Jason High Not Out to Prove UFC Wrong, Focused on Todd Moore
By Kelsey Mowatt
It’s taken less than 18 months for Jason High to reassert his presence in the welterweight division, as heading into his upcoming September 23rd Strikeforce bout with Todd Moore, “The Kansas City Bandit” has won five straight since he was dismissed by the UFC. By scoring wins over noteworthy opponents like highly regarded prospect Jordan Mein and the accomplished Hayato Sakurai, High made his way back to the Zuffa fold in June and defeated Quinn Mulhern. According to High, earning the Strikeforce win was extremely important, but not because he wanted to send Zuffa officials any message.
“No, not at all; I’m not bitter at the UFC for cutting me,” said High, who was let go by the UFC after one bout with the promotion, a unanimous decision loss to Charlie Brenneman in March, 2010.

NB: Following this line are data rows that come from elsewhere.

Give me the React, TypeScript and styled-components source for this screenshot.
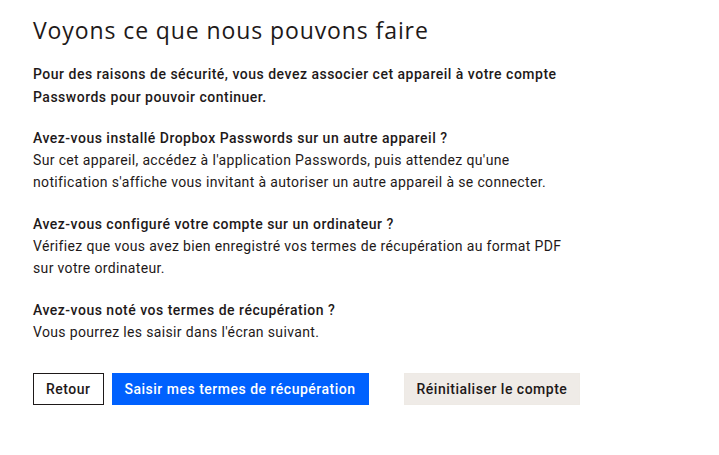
import styled, { createGlobalStyle } from "styled-components"

const GlobalStyle = createGlobalStyle`
  body {
    margin: 0;
    background: #ffffff;
    color: #1e1919;
    font-family: Roboto, "Liberation Sans", sans-serif;
  }
`

const sections = [
  {
    title: "Avez-vous installé Dropbox Passwords sur un autre appareil ?",
    text: "Sur cet appareil, accédez à l'application Passwords, puis attendez qu'une notification s'affiche vous invitant à autoriser un autre appareil à se connecter.",
  },
  {
    title: "Avez-vous configuré votre compte sur un ordinateur ?",
    text: "Vérifiez que vous avez bien enregistré vos termes de récupération au format PDF sur votre ordinateur.",
  },
  {
    title: "Avez-vous noté vos termes de récupération ?",
    text: "Vous pourrez les saisir dans l'écran suivant.",
  },
]

export default function App() {
  return (
    <>
      <GlobalStyle />
      <Page>
        <Title>Voyons ce que nous pouvons faire</Title>
        <Lead>
          Pour des raisons de sécurité, vous devez associer cet appareil à votre compte Passwords pour pouvoir continuer.
        </Lead>
        {sections.map((s) => (
          <Section key={s.title}>
            <strong>{s.title}</strong>
            <p>{s.text}</p>
          </Section>
        ))}
        <Actions>
          <Button $variant="outline">Retour</Button>
          <Button $variant="primary">Saisir mes termes de récupération</Button>
          <Spacer />
          <Button $variant="soft">Réinitialiser le compte</Button>
        </Actions>
      </Page>
    </>
  )
}

const Page = styled.div`
  padding: 14px 0 0 33px;
  width: 540px;
  font-size: 14px;
  line-height: 22px;
  letter-spacing: 0.35px;
`

const Title = styled.h1`
  margin: 0 0 17px;
  font-family: "Open Sans", "Liberation Sans", sans-serif;
  font-weight: 400;
  font-size: 23px;
  line-height: 32px;
  letter-spacing: 0.9px;
  white-space: nowrap;
`

const Lead = styled.p`
  margin: 0 0 18px;
  font-weight: 500;
  line-height: 23px;
  letter-spacing: 0.5px;
`

const Section = styled.div`
  margin-bottom: 20px;
  strong {
    display: block;
    font-weight: 500;
    letter-spacing: 0.5px;
  }
  p {
    margin: 0;
  }
`

const Actions = styled.div`
  display: flex;
  align-items: center;
  gap: 8px;
  margin-top: 30px;
  width: 600px;
`

const Spacer = styled.div`
  width: 19px;
`

const Button = styled.button<{ $variant: "outline" | "primary" | "soft" }>`
  height: 32px;
  padding: 0 12px;
  font-family: Roboto, "Liberation Sans", sans-serif;
  font-size: 14px;
  font-weight: 500;
  letter-spacing: 0.5px;
  white-space: nowrap;
  border: 1px solid
    ${(p) => (p.$variant === "outline" ? "#1e1919" : p.$variant === "primary" ? "#0061fe" : "#eeeae5")};
  background: ${(p) => (p.$variant === "primary" ? "#0061fe" : p.$variant === "soft" ? "#efebe7" : "#ffffff")};
  color: ${(p) => (p.$variant === "primary" ? "#ffffff" : "#1e1919")};
  cursor: pointer;
`
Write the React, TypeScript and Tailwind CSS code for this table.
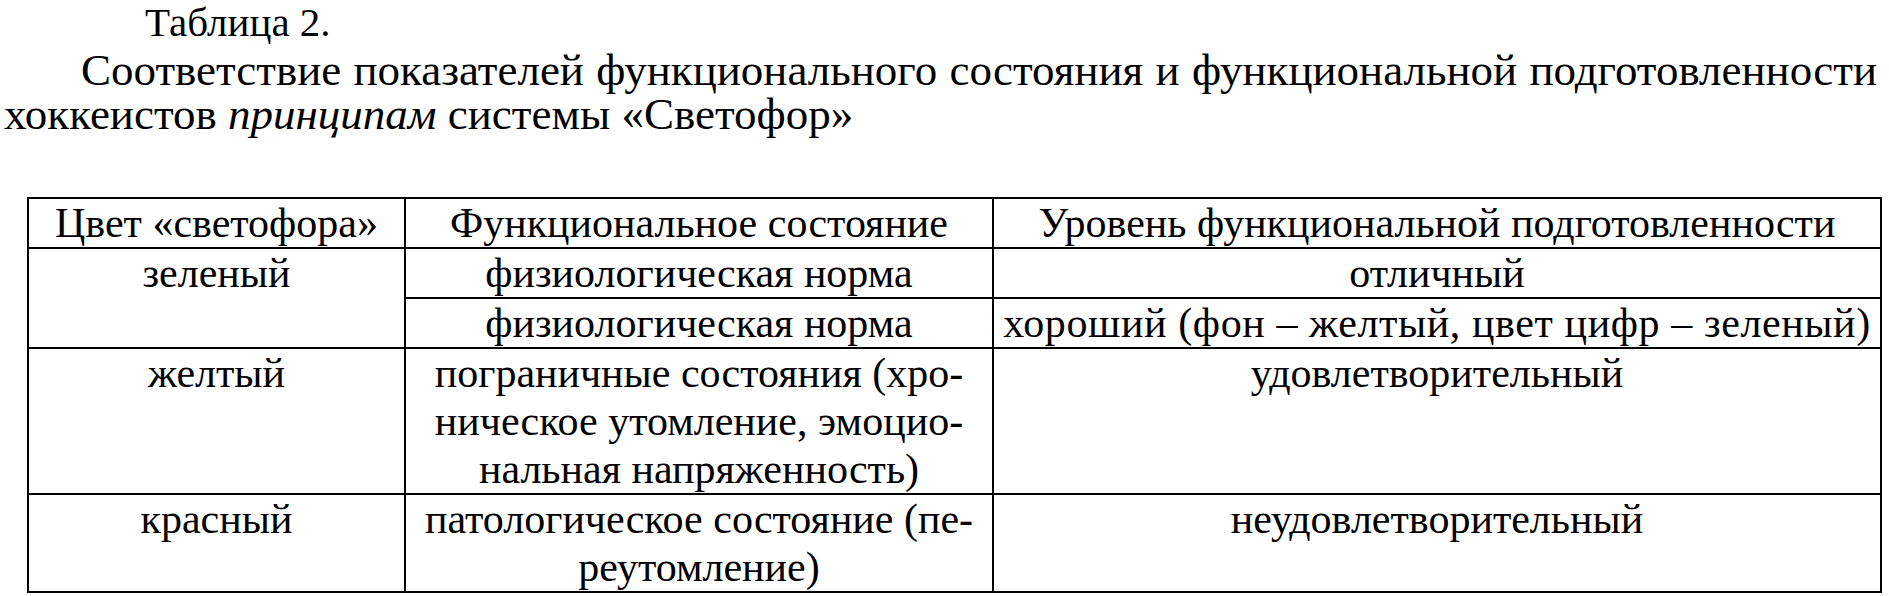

“At that point I had lost two in a row,” added the 29 year-old-fighter, who signed with the UFC after earning victories over Yuya Shira and Andrei Galvao in DREAM’s welterweight grand-prix, before getting knocked out by Marius Zaromskis. “A lot of people don’t get to come into the UFC off a loss and I wasn’t able to win that fight. It was more of a business decision and I’m not offended.”
In Mulhern, High not only defeated the former King of the Cage welterweight champ, but he became just the second man to defeat the noted jiu-jitsu practitioner in 17 pro fights. While High utilized his wrestling skills to repeatedly take Mulhern down and negate the welterweight’s submission attempts, some fans in attendance did not care for the performance that earned him the unanimous decision win.
“I could have knocked him out in under two minutes and someone would have still been bitching,” High told FCF. “People want to look at MMA through a kickboxing lens all the time; it’s not kickboxing….I’m going to take the fight where I think I have the advantage, and as the fight wore on he wasn’t threatening me at all in what’s supposed to be his specialty area.”
Up next, High will take on the 14-4 Moore, who is coming off a unanimous decision win over Mike Bronzoulis at Strikeforce’s June 18th event. The WEC vet has gone 4-1 in his last five bouts, with Moore’s only loss during that stretch coming against fellow Strikeforce competitor Brian Melancon.
“He’s one of those guys that’s decent everywhere but doesn’t really shine anywhere,” said High, who is preparing for the bout with American Top Team. “He doesn’t really have a specialty but I think he’s tough everywhere…my last fight was with a guy who is a bit of a specialist, but this is going to be a little bit different.”
“I think I’ll be the better wrestler when we get in the cage,” High added while discussing Moore’s wrestling. “I think I’ll be able to take the fight where I want it to go. It’s nice to have that option.”
Although much of the speculation surrounding Strikeforce lately has been tied to whether or not the promotion will be merged into the UFC sometime next year, if the promotion does continue operations, it will be interesting to see how the welterweight title picture shapes up. While Tyron Woodley is the consensus favorite to compete for the promotion’s vacant belt, who will be the undefeated fighter’s opponent appears less certain.
“I feel like there’s a lot of good guys to fight in my division right now,” said High. “There’s “Cyborg” (Evangelista Santos), Jordan Mein just signed, Tarec Saffiedine, there’s a lot of guys to fight…but you hear conflicting things every day; once the Showtime deal is done it will be up to Zuffa as to where Strikeforce goes.”
“I’m just trying to put together solid performances and get better each fight and that kind of stuff will work itself out,” noted High, when asked if defeating Moore might position himself at the top of Strikeforce’s welterweight depth chart. “If you look to far ahead you can lose sight of what’s directly in front of you.”